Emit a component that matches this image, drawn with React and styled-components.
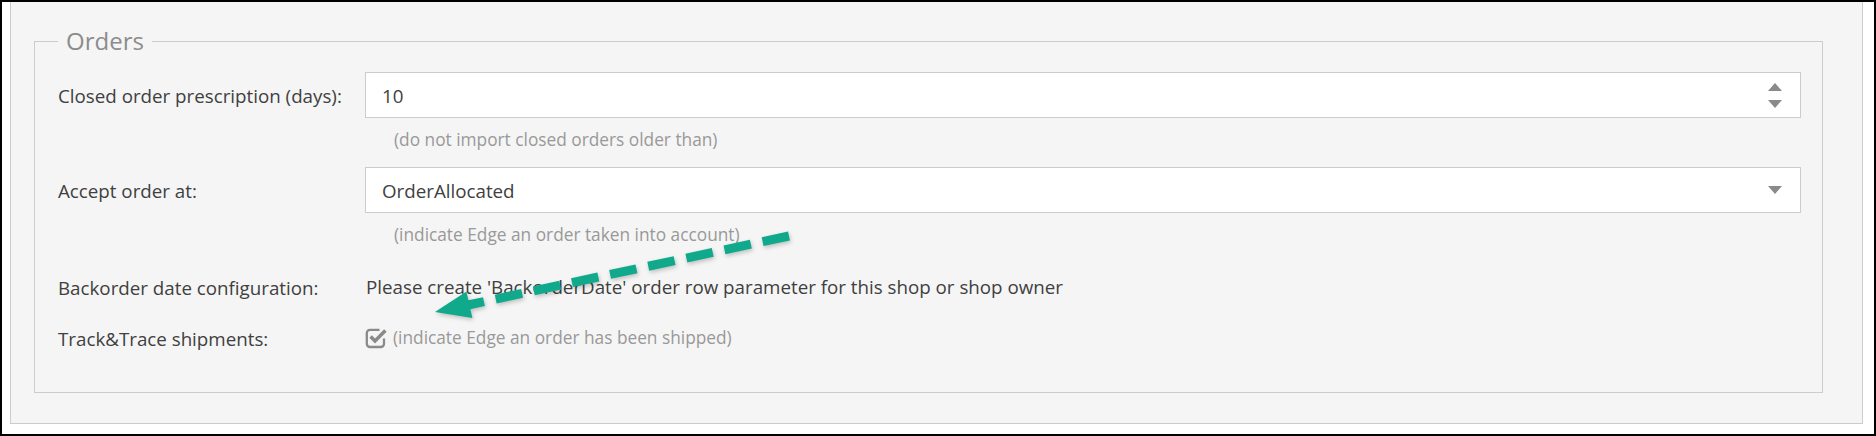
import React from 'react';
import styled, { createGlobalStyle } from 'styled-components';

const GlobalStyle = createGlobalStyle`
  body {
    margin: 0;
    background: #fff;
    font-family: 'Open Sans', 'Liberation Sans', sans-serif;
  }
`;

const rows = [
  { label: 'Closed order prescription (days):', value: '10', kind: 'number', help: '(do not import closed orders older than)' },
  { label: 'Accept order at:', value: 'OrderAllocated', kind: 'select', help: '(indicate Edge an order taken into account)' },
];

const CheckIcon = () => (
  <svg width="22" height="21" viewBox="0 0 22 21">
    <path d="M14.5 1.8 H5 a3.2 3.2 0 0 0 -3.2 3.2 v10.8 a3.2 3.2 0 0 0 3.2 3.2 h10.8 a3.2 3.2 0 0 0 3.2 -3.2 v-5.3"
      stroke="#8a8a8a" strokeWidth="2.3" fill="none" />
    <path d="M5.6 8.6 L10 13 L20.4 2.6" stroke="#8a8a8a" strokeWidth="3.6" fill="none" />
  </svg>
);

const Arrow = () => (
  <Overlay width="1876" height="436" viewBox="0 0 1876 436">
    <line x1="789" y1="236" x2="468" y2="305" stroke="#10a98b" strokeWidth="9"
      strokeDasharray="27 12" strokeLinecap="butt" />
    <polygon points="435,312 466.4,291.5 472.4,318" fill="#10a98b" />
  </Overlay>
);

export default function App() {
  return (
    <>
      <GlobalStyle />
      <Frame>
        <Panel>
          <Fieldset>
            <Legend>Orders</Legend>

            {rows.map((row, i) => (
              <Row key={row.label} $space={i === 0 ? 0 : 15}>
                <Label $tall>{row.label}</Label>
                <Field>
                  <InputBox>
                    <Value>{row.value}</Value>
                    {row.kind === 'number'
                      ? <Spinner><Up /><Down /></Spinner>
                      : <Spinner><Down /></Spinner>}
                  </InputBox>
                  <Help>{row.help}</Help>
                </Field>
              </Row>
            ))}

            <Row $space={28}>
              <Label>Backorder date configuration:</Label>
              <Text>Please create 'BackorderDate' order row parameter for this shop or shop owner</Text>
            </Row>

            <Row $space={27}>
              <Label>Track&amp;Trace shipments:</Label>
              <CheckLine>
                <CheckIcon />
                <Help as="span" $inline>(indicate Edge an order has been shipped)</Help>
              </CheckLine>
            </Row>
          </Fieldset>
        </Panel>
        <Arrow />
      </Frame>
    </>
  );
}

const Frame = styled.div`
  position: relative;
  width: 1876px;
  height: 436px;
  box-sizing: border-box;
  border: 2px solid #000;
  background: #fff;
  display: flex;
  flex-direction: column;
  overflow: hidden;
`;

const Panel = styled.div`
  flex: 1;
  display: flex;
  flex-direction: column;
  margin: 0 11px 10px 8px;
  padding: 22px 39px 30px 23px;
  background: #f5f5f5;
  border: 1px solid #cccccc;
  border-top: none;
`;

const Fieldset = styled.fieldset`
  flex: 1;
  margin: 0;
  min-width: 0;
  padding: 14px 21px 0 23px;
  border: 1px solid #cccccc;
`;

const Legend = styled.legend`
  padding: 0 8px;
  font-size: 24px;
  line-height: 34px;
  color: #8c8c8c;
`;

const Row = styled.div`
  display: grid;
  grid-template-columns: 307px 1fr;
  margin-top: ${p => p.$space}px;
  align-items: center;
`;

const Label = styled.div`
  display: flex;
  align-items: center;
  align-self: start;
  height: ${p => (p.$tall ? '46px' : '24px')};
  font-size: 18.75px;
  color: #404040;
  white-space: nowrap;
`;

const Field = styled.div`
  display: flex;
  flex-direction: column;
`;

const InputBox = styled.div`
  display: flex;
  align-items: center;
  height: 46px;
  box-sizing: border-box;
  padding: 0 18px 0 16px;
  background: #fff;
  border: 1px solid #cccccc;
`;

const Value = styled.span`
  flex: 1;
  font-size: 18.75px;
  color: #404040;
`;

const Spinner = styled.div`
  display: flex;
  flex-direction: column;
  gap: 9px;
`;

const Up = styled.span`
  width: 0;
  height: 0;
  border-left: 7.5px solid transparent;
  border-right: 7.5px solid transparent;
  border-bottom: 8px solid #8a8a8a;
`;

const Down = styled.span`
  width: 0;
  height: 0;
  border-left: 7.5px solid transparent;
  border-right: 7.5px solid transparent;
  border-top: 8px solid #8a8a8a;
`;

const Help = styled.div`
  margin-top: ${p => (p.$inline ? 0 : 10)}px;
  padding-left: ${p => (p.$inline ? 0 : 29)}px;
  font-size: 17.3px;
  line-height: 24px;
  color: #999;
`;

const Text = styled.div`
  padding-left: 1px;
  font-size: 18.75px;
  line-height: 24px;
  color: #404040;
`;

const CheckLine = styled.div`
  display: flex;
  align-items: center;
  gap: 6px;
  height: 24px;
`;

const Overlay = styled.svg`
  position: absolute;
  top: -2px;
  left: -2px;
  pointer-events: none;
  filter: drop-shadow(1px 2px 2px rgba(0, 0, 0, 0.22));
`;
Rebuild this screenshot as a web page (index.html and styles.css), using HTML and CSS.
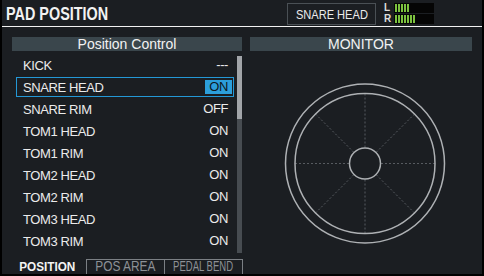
==
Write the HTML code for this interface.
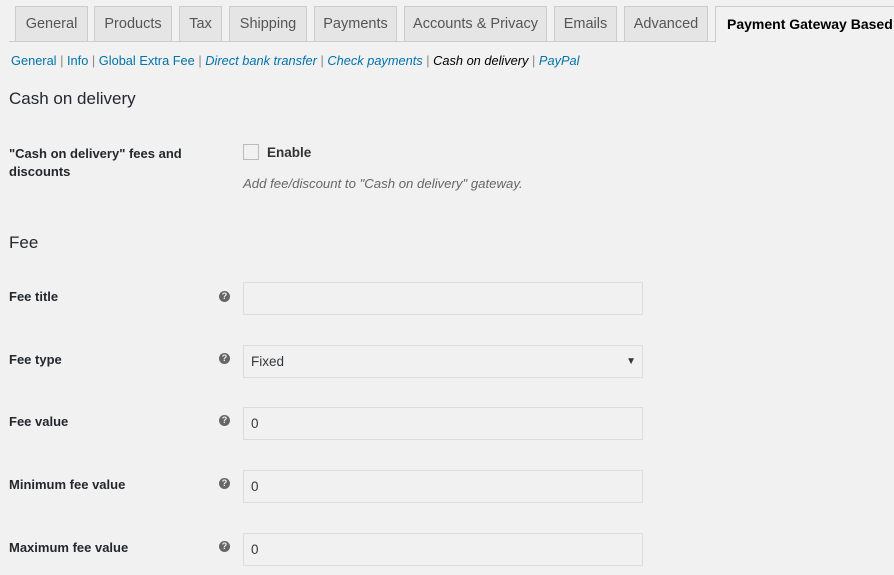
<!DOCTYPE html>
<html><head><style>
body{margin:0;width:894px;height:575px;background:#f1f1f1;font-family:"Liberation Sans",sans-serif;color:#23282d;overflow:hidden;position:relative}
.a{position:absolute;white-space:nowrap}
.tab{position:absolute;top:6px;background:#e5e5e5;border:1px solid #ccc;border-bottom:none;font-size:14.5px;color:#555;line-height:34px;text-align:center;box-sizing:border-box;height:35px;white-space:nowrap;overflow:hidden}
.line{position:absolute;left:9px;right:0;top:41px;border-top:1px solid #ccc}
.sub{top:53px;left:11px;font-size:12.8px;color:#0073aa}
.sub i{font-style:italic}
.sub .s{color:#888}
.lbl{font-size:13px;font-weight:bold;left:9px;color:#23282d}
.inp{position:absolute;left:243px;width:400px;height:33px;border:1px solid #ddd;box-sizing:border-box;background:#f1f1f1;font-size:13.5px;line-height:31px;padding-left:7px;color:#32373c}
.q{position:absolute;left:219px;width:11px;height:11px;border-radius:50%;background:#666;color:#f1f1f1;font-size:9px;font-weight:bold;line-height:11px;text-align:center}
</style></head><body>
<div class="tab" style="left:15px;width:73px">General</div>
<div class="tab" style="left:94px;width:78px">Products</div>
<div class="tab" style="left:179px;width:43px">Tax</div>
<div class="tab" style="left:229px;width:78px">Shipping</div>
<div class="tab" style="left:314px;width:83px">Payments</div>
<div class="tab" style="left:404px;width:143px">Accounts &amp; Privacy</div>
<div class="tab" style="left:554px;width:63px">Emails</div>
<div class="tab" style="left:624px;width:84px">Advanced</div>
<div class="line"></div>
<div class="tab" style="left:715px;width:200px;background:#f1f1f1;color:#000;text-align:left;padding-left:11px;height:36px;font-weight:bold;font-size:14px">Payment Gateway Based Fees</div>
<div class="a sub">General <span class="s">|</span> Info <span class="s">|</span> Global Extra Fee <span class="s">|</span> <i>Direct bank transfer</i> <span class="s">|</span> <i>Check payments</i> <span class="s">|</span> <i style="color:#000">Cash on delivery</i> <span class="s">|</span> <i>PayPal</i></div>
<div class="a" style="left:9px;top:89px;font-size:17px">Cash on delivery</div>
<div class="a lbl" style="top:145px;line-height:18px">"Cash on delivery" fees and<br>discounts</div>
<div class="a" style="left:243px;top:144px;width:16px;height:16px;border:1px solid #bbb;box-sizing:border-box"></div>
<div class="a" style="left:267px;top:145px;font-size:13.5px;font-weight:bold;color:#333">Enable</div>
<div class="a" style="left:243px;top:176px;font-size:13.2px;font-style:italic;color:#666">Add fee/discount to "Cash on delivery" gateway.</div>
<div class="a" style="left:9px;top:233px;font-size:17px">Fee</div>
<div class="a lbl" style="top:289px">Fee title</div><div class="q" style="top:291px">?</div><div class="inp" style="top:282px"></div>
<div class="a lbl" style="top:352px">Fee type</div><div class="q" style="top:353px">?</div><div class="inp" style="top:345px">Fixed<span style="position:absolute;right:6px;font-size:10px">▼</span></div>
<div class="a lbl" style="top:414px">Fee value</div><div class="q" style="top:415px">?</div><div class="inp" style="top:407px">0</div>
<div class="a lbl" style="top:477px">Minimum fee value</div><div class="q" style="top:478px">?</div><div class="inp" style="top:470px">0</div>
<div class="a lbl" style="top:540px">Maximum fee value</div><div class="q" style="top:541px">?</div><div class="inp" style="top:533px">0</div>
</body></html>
...
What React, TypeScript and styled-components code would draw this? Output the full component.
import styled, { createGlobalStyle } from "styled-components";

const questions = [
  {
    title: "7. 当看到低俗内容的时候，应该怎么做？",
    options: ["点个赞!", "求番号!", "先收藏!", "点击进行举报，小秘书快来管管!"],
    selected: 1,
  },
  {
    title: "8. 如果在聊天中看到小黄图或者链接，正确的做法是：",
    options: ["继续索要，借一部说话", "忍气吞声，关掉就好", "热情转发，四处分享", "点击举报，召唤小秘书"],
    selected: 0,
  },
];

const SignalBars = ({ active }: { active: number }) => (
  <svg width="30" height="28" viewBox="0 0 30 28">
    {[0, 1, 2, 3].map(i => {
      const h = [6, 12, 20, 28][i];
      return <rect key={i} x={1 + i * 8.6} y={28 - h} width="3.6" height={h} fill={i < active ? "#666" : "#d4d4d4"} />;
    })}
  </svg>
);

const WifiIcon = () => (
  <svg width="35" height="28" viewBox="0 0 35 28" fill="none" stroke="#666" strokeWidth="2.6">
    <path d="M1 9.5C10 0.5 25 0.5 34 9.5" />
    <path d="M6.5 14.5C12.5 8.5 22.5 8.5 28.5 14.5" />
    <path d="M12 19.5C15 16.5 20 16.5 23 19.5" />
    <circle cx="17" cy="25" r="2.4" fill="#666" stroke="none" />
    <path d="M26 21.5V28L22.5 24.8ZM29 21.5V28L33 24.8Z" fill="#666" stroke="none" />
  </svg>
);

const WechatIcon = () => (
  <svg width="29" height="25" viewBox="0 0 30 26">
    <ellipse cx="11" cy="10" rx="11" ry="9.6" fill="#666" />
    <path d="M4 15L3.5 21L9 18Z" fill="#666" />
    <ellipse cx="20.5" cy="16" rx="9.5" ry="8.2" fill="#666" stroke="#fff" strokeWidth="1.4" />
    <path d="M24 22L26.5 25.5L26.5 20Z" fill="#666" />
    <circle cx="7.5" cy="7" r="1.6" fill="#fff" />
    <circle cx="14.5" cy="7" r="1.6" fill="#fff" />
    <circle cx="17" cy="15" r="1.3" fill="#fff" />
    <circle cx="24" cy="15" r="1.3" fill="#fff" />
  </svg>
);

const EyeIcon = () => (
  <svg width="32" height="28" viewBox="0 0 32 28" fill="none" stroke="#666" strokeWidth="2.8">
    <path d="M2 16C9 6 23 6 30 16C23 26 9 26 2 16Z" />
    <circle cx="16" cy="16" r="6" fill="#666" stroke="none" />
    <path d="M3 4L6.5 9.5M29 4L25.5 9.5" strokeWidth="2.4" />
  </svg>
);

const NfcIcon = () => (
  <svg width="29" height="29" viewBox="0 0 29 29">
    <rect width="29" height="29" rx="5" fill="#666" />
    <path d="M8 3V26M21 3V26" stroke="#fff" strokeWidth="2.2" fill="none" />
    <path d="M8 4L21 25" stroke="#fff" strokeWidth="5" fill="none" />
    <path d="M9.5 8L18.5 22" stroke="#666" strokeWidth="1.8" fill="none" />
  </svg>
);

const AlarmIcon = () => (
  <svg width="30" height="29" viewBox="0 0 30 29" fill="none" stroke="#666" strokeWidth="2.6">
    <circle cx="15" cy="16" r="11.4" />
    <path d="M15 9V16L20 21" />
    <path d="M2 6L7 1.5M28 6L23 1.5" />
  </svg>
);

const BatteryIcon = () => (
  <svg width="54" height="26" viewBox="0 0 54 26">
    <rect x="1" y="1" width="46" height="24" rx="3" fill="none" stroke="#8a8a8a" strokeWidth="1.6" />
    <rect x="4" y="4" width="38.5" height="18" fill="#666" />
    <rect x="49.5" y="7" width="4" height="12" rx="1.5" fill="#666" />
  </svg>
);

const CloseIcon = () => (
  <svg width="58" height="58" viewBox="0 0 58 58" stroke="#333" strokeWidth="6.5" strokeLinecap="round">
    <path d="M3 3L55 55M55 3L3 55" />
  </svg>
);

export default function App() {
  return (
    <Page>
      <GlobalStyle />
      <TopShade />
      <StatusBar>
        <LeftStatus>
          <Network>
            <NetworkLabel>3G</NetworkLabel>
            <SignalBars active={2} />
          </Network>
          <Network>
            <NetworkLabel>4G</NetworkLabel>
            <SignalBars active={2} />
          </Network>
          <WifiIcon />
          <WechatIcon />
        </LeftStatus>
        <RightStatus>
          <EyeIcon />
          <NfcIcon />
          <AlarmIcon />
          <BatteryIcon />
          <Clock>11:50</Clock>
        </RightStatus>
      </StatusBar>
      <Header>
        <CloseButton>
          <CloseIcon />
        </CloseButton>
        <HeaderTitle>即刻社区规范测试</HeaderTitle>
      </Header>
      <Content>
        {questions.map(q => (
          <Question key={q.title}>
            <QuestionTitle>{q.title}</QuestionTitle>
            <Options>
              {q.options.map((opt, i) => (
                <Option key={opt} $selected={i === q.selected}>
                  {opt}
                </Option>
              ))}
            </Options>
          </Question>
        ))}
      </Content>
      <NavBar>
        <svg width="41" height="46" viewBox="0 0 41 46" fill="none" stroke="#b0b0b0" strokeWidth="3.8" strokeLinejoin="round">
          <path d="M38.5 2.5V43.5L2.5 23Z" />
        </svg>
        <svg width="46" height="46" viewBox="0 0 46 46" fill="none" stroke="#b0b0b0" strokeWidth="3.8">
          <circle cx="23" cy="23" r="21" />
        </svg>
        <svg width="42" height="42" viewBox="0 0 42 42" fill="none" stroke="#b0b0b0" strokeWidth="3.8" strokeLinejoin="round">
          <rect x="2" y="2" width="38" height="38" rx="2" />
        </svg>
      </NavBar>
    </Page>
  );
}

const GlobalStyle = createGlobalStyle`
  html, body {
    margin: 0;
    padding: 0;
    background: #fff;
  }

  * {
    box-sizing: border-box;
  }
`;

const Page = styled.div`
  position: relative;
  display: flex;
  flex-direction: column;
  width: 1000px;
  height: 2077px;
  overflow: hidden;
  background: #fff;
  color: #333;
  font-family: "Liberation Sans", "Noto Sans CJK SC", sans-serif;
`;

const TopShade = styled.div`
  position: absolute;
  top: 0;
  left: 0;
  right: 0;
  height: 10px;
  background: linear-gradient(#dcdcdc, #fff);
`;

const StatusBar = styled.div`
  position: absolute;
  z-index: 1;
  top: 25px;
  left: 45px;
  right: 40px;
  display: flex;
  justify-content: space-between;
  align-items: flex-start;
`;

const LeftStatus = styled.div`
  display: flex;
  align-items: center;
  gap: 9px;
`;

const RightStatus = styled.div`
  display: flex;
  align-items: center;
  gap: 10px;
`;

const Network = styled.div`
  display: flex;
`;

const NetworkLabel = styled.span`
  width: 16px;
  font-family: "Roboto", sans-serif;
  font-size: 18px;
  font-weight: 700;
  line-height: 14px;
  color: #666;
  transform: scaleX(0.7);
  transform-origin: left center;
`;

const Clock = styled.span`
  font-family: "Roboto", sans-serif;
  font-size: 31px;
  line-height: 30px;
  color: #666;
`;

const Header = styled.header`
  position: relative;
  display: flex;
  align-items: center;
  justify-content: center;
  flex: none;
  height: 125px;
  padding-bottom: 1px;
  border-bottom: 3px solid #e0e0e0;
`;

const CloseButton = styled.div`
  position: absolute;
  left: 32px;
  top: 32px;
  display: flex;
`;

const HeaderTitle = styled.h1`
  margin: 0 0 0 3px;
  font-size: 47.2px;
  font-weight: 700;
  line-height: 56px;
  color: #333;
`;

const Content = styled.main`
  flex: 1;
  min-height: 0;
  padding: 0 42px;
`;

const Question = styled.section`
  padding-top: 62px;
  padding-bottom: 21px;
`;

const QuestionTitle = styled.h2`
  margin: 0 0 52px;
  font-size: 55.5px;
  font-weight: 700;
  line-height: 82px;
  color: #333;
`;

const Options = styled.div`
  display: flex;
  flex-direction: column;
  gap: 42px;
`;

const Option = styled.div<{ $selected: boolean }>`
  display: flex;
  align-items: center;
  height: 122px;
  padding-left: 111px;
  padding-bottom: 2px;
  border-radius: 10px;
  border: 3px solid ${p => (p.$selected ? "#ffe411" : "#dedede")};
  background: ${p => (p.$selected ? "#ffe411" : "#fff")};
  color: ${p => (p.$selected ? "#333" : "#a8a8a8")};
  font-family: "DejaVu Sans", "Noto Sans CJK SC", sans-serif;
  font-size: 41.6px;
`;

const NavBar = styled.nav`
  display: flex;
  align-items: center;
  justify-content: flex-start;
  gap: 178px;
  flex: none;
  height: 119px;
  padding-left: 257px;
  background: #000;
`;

TASK PROMPT
Return the lines of the records that include the string "React".

TASK ANSWER
Emit a component that matches this image, drawn with React and styled-components.
import React from 'react';
What React, TypeScript and styled-components code would draw this? Output the full component.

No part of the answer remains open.